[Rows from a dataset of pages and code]
· · · · ·

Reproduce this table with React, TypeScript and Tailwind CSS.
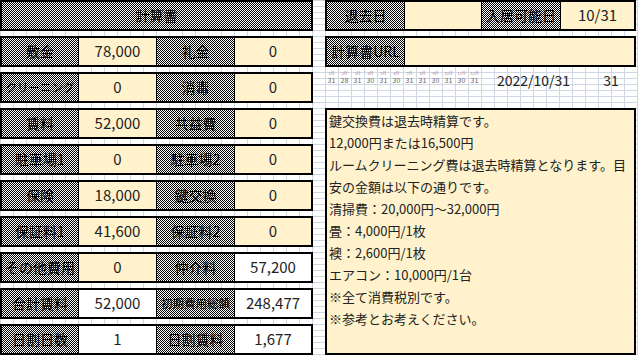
const hatch =
  "bg-[repeating-conic-gradient(#000_0%_25%,#fff_0%_50%)] bg-[length:2px_2px]";
const sheet =
  "bg-white bg-[linear-gradient(to_right,#d0d7e5_1px,transparent_1px),linear-gradient(to_bottom,#d0d7e5_1px,transparent_1px)] bg-[length:13px_6px]";
const jp = "font-['Noto_Sans_CJK_JP',sans-serif]";

type Cell = { label: string; value: string; white?: boolean; small?: boolean };

const rows: [Cell, Cell][] = [
  [{ label: "敷金", value: "78,000" }, { label: "礼金", value: "0" }],
  [{ label: "クリーニング", value: "0", small: true }, { label: "消毒", value: "0" }],
  [{ label: "賃料", value: "52,000" }, { label: "共益費", value: "0" }],
  [{ label: "駐車場1", value: "0" }, { label: "駐車場2", value: "0" }],
  [{ label: "保険", value: "18,000" }, { label: "鍵交換", value: "0" }],
  [{ label: "保証料1", value: "41,600" }, { label: "保証料2", value: "0" }],
  [{ label: "その他費用", value: "0" }, { label: "仲介料", value: "57,200", white: true }],
  [
    { label: "合計賃料", value: "52,000", white: true },
    { label: "初期費用総額", value: "248,477", white: true, small: true },
  ],
  [
    { label: "日割日数", value: "1", white: true },
    { label: "日割賃料", value: "1,677", white: true },
  ],
];

const days = [31, 28, 31, 30, 31, 30, 31, 31, 30, 31, 30, 31];

const notes = [
  "鍵交換費は退去時精算です。",
  "12,000円または16,500円",
  "ルームクリーニング費は退去時精算となります。目",
  "安の金額は以下の通りです。",
  "清掃費：20,000円～32,000円",
  "畳：4,000円/1枚",
  "襖：2,600円/1枚",
  "エアコン：10,000円/1台",
  "※全て消費税別です。",
  "※参考とお考えください。",
];

function Label({ text, small, className = "" }: { text: string; small?: boolean; className?: string }) {
  return (
    <div
      className={`${hatch} ${className} h-full flex items-center justify-center overflow-hidden whitespace-nowrap text-black ${
        small ? "text-[11.5px]" : "text-[14px]"
      }`}
    >
      {text}
    </div>
  );
}

function Value({ text, white, className = "" }: { text: string; white?: boolean; className?: string }) {
  return (
    <div
      className={`${className} h-full flex items-center justify-center text-[15px] text-[#222] ${
        white ? "bg-white" : "bg-[#fff2cc]"
      }`}
    >
      {text}
    </div>
  );
}

export default function App() {
  return (
    <div className={`${sheet} ${jp} w-[638px] h-[355px] flex gap-[12px] overflow-hidden`}>
      {/* 計算書 */}
      <div className="w-[313px] flex flex-col gap-[5px]">
        <div className={`${hatch} h-[31px] border-2 border-black flex items-center justify-center text-[14px] text-black`}>
          計算書
        </div>
        {rows.map(([a, b], i) => (
          <div key={i} className="h-[31px] flex border-2 border-black">
            <Label text={a.label} small={a.small} className="w-[76px] shrink-0" />
            <Value text={a.value} white={a.white} className="w-[78px] shrink-0 border-l border-black" />
            <Label text={b.label} small={b.small} className="w-[78px] shrink-0 border-l border-black" />
            <Value text={b.value} white={b.white} className="flex-1 border-l border-black" />
          </div>
        ))}
      </div>

      {/* right side */}
      <div className="w-[311px] flex flex-col">
        <div className="h-[31px] flex border-2 border-black">
          <Label text="退去日" className="w-[77px] shrink-0" />
          <Value text="" className="w-[77px] shrink-0 border-l border-black" />
          <Label text="入居可能日" className="w-[79px] shrink-0 border-l border-black" />
          <Value text="10/31" className="flex-1 border-l border-black" />
        </div>
        <div className="h-[31px] mt-[5px] flex border-2 border-black">
          <Label text="計算書URL" className="w-[77px] shrink-0" />
          <Value text="" className="flex-1 border-l border-black" />
        </div>

        <div className="h-[41px] flex items-start pt-[4px]">
          {days.map((d, i) => (
            <div key={i} className="w-[13px] shrink-0 flex flex-col items-center">
              <span className="text-[4px] leading-[5px] text-[#b08898] whitespace-nowrap">{i + 1}月</span>
              <span className="text-[7px] leading-[7px] mt-[1px] text-[#666]">{d}</span>
            </div>
          ))}
          <div className="w-[105px] shrink-0 text-center text-[14px] leading-[16px] text-[#222] mt-[1px]">2022/10/31</div>
          <div className="flex-1 text-center text-[14px] leading-[16px] text-[#222] mt-[1px]">31</div>
        </div>

        <div className="flex-1 border-2 border-black bg-[#fff2cc] pl-[2px] text-[13px] leading-[22px] text-[#222]">
          {notes.map((n, i) => (
            <div key={i} className="whitespace-nowrap">
              {n}
            </div>
          ))}
        </div>
      </div>
    </div>
  );
}
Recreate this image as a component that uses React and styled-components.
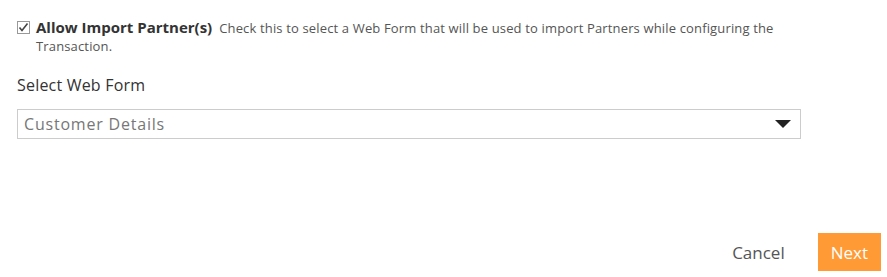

· · · · ·

The problem: Count each line above in which the string "React" appears, then state only the total.

Written solution: 2